Como que los del valleros somos muy luchones, difícil doblegarnos.
Así, y gracias a la gentil oferta de Nadia y Manuel puede tener mi primer departamento propio. Su vista y ubicación lo hacían, de entrada, inmejorable. Justo sobre Tlacoquemecatl a la mitad del parque del mismo nombre.
Llegarían los años ochenta y su caudal de emociones y cambios.
Ya con trabajo estable y departamento todo cambiaría. Me acostumbré rápido a mi nuevo vecindario y vecinos. Enseguida ubiqué los sitios a frecuentar y que me quedaban de camino al diario. Caminar y disfrutar los parques y calles se convirtió en una sana costumbre. Costumbre que compartí con Manuel Becerra Acosta, director fundador del unomásuno, y quien vivía en la calle de Sacramento.

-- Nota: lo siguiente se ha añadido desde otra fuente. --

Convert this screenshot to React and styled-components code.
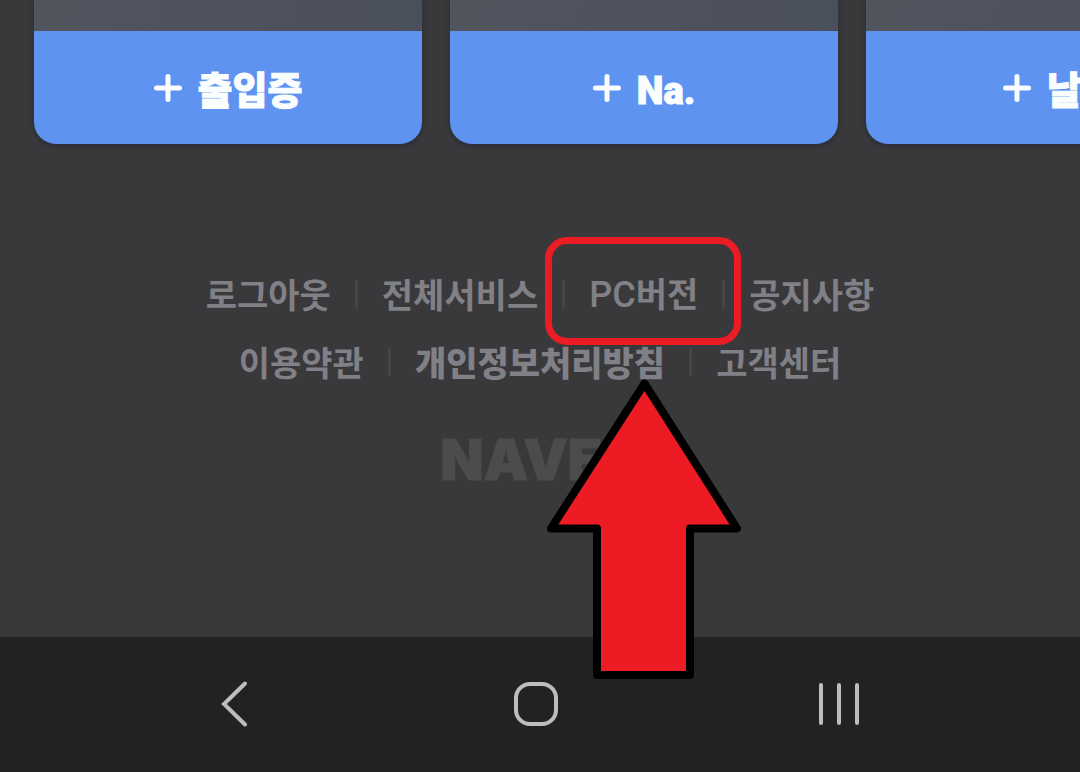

Conocí – en el parque de Tlacoquemecalt– a la mujer de mis sueños. La madre de mis hijos. La cortejé, la frecuenté y me casé con ella. Desde la primera vez que la vi caminando por el andador central del parque pedí a todos los dioses me permitieran conocerla. Ella era también de la colonia del Valle y amplia conocedora de la zona, pues de niña – me platicaba– la recorrió en patines hasta los linderos con Mixcoac.

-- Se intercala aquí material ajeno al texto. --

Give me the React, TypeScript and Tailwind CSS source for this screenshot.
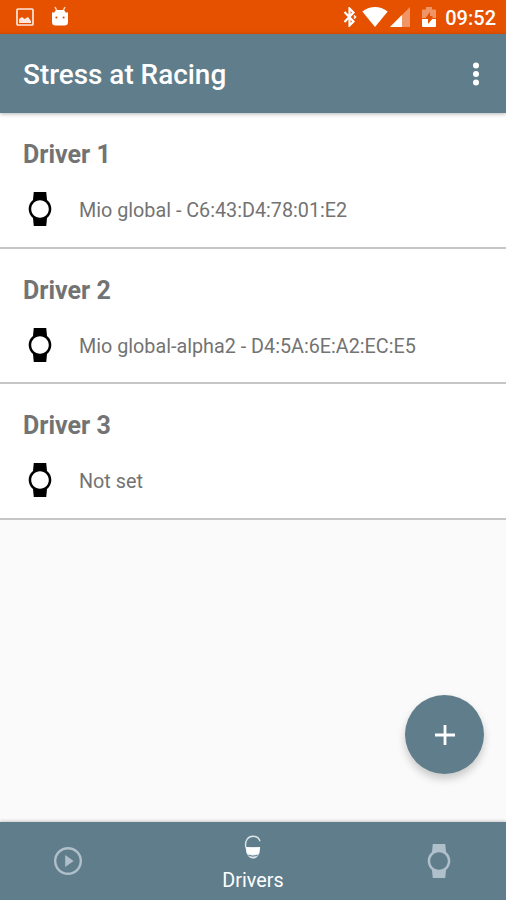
interface Driver {
  id: number
  name: string
  device: string
}

const drivers: Driver[] = [
  { id: 1, name: 'Driver 1', device: 'Mio global - C6:43:D4:78:01:E2' },
  { id: 2, name: 'Driver 2', device: 'Mio global-alpha2 - D4:5A:6E:A2:EC:E5' },
  { id: 3, name: 'Driver 3', device: 'Not set' },
]

function WatchIcon({ className }: { className: string }) {
  return (
    <svg viewBox="0 0 24 24" fill="currentColor" className={className}>
      <path d="M20 12c0-2.54-1.19-4.81-3.04-6.27L16.4 0H7.6l-.55 5.73C5.19 7.19 4 9.45 4 12s1.19 4.81 3.05 6.27L7.6 24h8.8l.56-5.73C18.81 16.81 20 14.54 20 12zM5.8 12c0-3.42 2.78-6.2 6.2-6.2s6.2 2.78 6.2 6.2-2.78 6.2-6.2 6.2-6.2-2.78-6.2-6.2z" />
    </svg>
  )
}

function StatusBar() {
  return (
    <div className="flex h-[34px] shrink-0 items-center bg-[#e65100] text-white">
      <svg viewBox="0 0 18 18" className="ml-4 h-[18px] w-[18px] text-[#ffe6da]">
        <rect x="1" y="1" width="16" height="16" rx="1" fill="none" stroke="currentColor" strokeWidth="1.7" />
        <path d="M3 15v-4l3-2 2.5 2 3.5-2 3 4v2z" fill="currentColor" />
      </svg>
      <svg viewBox="0 0 18 20" className="mb-0.5 ml-[17px] h-5 w-[18px]">
        <path d="M4 1l2 4M14 1l-2 4" stroke="#ffd2b8" strokeWidth="1.6" />
        <path d="M1 6.5h2.2L5 4h8l1.8 2.5H17V16q0 3.5-3.5 3.5h-9Q1 19.5 1 16z" fill="currentColor" />
        <circle cx="5.4" cy="11.5" r="1.1" fill="#e65100" />
        <circle cx="12.6" cy="11.5" r="1.1" fill="#e65100" />
      </svg>

      <div className="mr-2.5 ml-auto flex items-center">
        <svg viewBox="0 0 14 20" className="mr-[3px] h-5 w-3.5">
          <path d="M1.5 5l9 9.5-4 4v-17l4 4L1.5 15" fill="none" stroke="currentColor" strokeWidth="2.2" />
          <path d="M11 8.5l1.500 1.500-1.500 1.500" fill="none" stroke="currentColor" strokeWidth="1.600" />
        </svg>
        <svg viewBox="0 0 26 20" className="ml-0.5 h-5 w-[26px]">
          <path d="M.3 4.5Q13-4.3 25.7 4.5L13 20z" fill="currentColor" />
        </svg>
        <svg viewBox="0 0 20 20" className="ml-0.5 h-5 w-5">
          <path d="M20 0v20H0z" fill="currentColor" opacity=".4" />
          <path d="M12 8v12H0z" fill="currentColor" />
        </svg>
        <svg viewBox="0 0 14 20" className="ml-3 h-5 w-3.5">
          <path d="M0 11V3.5q0-1 1-1h3V0h6v2.5h3q1 0 1 1V11h-3.5V9H8V5l-4.500 6z" fill="currentColor" opacity=".4" />
          <path d="M0 12h6v5l4.200-5H14v7q0 1-1 1H1q-1 0-1-1z" fill="currentColor" />
        </svg>
        <span className="ml-[9px] pt-0.5 text-[20px] leading-none font-medium">09:52</span>
      </div>
    </div>
  )
}

function DriverRow({ driver }: { driver: Driver }) {
  return (
    <li className="h-[135.5px] border-b-2 border-[#c6c6c6] bg-white pt-[26px] pl-[23px]">
      <h2 className="text-[25px] leading-8 font-bold text-[#737373]">{driver.name}</h2>
      <div className="mt-[21px] flex items-center">
        <WatchIcon className="h-[34px] w-[34px] text-black" />
        <span className="ml-[22px] pt-1 text-[19.75px] leading-6 text-[#737373]">{driver.device}</span>
      </div>
    </li>
  )
}

function BottomNav() {
  return (
    <nav className="flex h-[78px] shrink-0 justify-between bg-[#607d8b] shadow-[0_-1px_3px_rgba(0,0,0,0.2)]">
      <button className="flex w-[135px] items-center justify-center text-[#b0c0ca]">
        <svg viewBox="0 0 28 28" className="h-7 w-7">
          <circle cx="14" cy="14" r="12.8" fill="none" stroke="currentColor" strokeWidth="2.4" />
          <path d="M11.2 8v12l8.4-6z" fill="currentColor" />
        </svg>
      </button>
      <button className="flex w-[236px] flex-col items-center pt-[13px] text-white">
        <svg viewBox="0 0 18 25" className="h-[25px] w-[18px]">
          <path d="M1.7 12C.9 5.5 4 1.2 9 1.2c3.4 0 6 1.8 7 5" fill="none" stroke="#dce5e9" strokeWidth="1.4" />
          <path d="M1.3 12h14.8l-.8 6.500Q13 23.500 9 23.500T2.700 18.500z" fill="#dce5e9" />
          <path d="M2 12q7 1.500 14 0l-.8 6q-6 3.500-12.400 0z" fill="currentColor" />
          <path d="M4.500 20.400q4.500 1.500 9 0" fill="none" stroke="#607d8b" strokeWidth="1" />
        </svg>
        <span className="mt-[9px] text-[19.75px] leading-6">Drivers</span>
      </button>
      <button className="flex w-[135px] items-center justify-center text-[#b0c0ca]">
        <WatchIcon className="h-[34px] w-[34px]" />
      </button>
    </nav>
  )
}

export default function App() {
  return (
    <div className="relative flex h-[900px] w-[506px] flex-col overflow-hidden bg-[#fafafa] font-['Roboto',sans-serif]">
      <StatusBar />

      {/* App bar */}
      <header className="z-10 flex h-[79px] shrink-0 items-center justify-between bg-[#607d8b] pr-4 pl-[23px] text-white shadow-[0_1px_4px_rgba(0,0,0,0.3)]">
        <h1 className="pt-[3px] text-[27.9px] leading-8 font-medium">Stress at Racing</h1>
        <svg viewBox="0 0 28 28" fill="currentColor" className="h-7 w-7">
          <circle cx="14" cy="5.5" r="3" />
          <circle cx="14" cy="14" r="3" />
          <circle cx="14" cy="22.5" r="3" />
        </svg>
      </header>

      <ul className="flex-1">
        {drivers.map((driver) => (
          <DriverRow key={driver.id} driver={driver} />
        ))}
      </ul>

      {/* Add driver */}
      <button className="absolute right-[22px] bottom-[126px] flex h-[79px] w-[79px] items-center justify-center rounded-full bg-[#607d8b] text-white shadow-[0_5px_9px_rgba(0,0,0,0.2)]">
        <svg viewBox="0 0 20 20" className="h-5 w-5">
          <path d="M10 0v20M0 10h20" stroke="currentColor" strokeWidth="2.8" />
        </svg>
      </button>

      <BottomNav />
    </div>
  )
}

Pasados unos años tuvimos dos hijos, totalmente oriundos de Tlacoquemecatl Del Valle. El parque fue su jardín y lugar favorito de juegos. Para entonces la familia ya era muy conocida por los jardineros, los carniceros, los plomeros, los encargados y dueños de los negocios del rumbo y todos aquellos vecinos que saludábamos a diario.

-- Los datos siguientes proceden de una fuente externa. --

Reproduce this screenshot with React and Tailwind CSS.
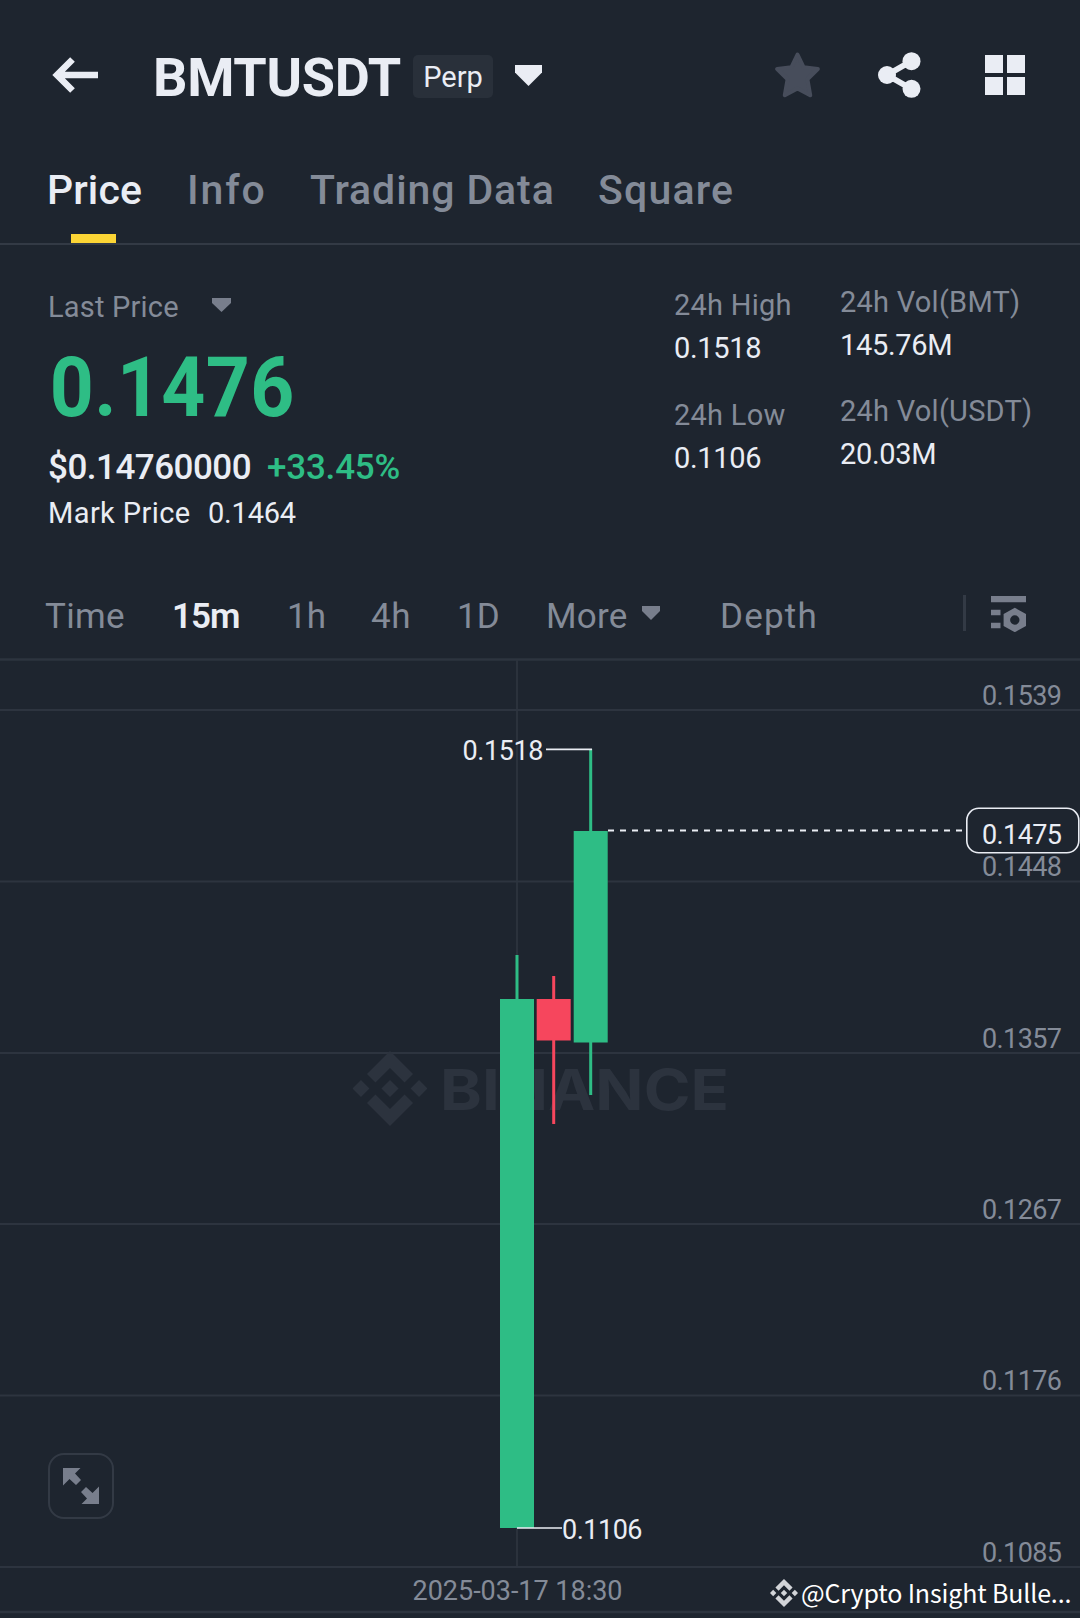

Así, a mi sentido de arraigo y pertenencia se sumó el de permanencia. Mis hijos jugaban con los niños vecinos y si había algún incidente enseguida nos comunicábamos todos los padres para informarnos y apoyarnos. Cualquier anormalidad en la habitual vida cotidena era observada y comentada, pues se trataba de nuestra propia seguridad. Recuerdo existía el policía comunitario. La comunicación vecinal era, desde entonces, fluida. Hoy tenemos mejores métodos y tecnología para cuidarnos y comunicarnos.
Ya casado y con hijos, llegó a casa la mascota. Un hermoso cachorro de Golden retriver que nos acompañó con su alegría. Era el pretexto perfecto para salir a caminar por las tardes noches en compañía de mi mujer. Entonces sumamos un buen número de amigos en el parque, so pretexto de los perros y su necesidad de jugar.
Para mí, Tlacoquemecatl es como Pestalozzi, pues han sido fundamentales en mi vida. Son mi barrio y mi colonia. Son motivos de nostalgias y añoranzas y también de satisfacción. De siempre he sentido la colaboración, la solidaridad y la amabilidad de mis vecinos.